■ **Source records**
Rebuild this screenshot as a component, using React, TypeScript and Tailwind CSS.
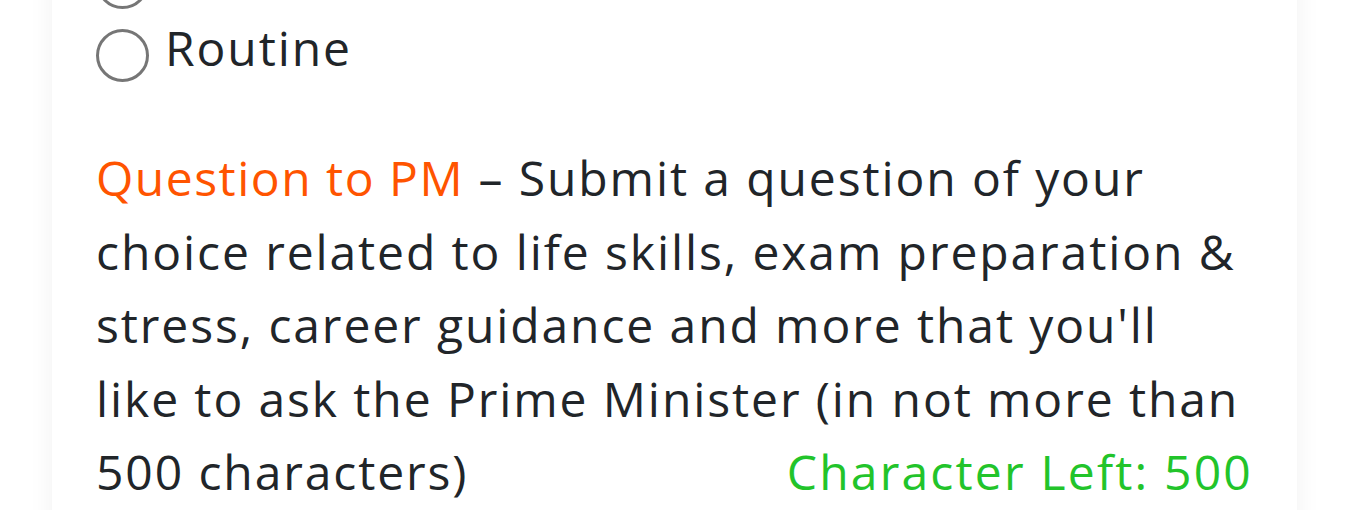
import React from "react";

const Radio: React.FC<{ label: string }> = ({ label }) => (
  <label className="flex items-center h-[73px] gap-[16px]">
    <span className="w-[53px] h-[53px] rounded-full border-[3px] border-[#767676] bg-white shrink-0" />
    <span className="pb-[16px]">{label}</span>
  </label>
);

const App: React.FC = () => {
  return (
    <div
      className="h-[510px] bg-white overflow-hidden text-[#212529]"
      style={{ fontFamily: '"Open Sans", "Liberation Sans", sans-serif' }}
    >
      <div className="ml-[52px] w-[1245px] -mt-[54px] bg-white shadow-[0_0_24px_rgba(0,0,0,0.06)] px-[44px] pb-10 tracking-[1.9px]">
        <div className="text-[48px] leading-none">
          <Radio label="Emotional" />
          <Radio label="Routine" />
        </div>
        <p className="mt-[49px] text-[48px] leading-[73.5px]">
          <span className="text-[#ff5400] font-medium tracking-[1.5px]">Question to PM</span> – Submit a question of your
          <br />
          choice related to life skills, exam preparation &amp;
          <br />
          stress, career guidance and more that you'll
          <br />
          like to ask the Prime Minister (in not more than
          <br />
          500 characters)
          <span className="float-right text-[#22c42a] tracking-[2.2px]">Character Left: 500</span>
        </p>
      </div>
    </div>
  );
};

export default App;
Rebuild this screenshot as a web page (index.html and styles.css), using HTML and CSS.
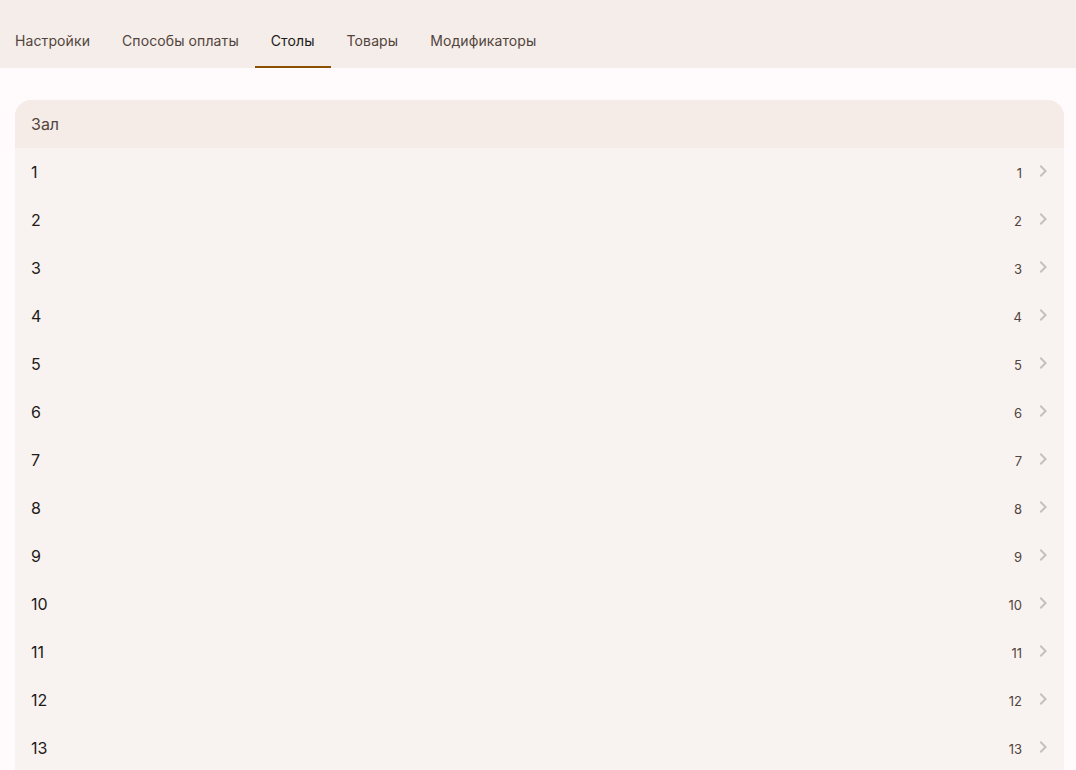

■ **Set problem**
Make an exact copy of every entry above, minus the images.

■ **Task output**
Rebuild this screenshot as a component, using React, TypeScript and Tailwind CSS.
import React from "react";

const Radio: React.FC<{ label: string }> = ({ label }) => (
  <label className="flex items-center h-[73px] gap-[16px]">
    <span className="w-[53px] h-[53px] rounded-full border-[3px] border-[#767676] bg-white shrink-0" />
    <span className="pb-[16px]">{label}</span>
  </label>
);

const App: React.FC = () => {
  return (
    <div
      className="h-[510px] bg-white overflow-hidden text-[#212529]"
      style={{ fontFamily: '"Open Sans", "Liberation Sans", sans-serif' }}
    >
      <div className="ml-[52px] w-[1245px] -mt-[54px] bg-white shadow-[0_0_24px_rgba(0,0,0,0.06)] px-[44px] pb-10 tracking-[1.9px]">
        <div className="text-[48px] leading-none">
          <Radio label="Emotional" />
          <Radio label="Routine" />
        </div>
        <p className="mt-[49px] text-[48px] leading-[73.5px]">
          <span className="text-[#ff5400] font-medium tracking-[1.5px]">Question to PM</span> – Submit a question of your
          <br />
          choice related to life skills, exam preparation &amp;
          <br />
          stress, career guidance and more that you'll
          <br />
          like to ask the Prime Minister (in not more than
          <br />
          500 characters)
          <span className="float-right text-[#22c42a] tracking-[2.2px]">Character Left: 500</span>
        </p>
      </div>
    </div>
  );
};

export default App;
Rebuild this screenshot as a web page (index.html and styles.css), using HTML and CSS.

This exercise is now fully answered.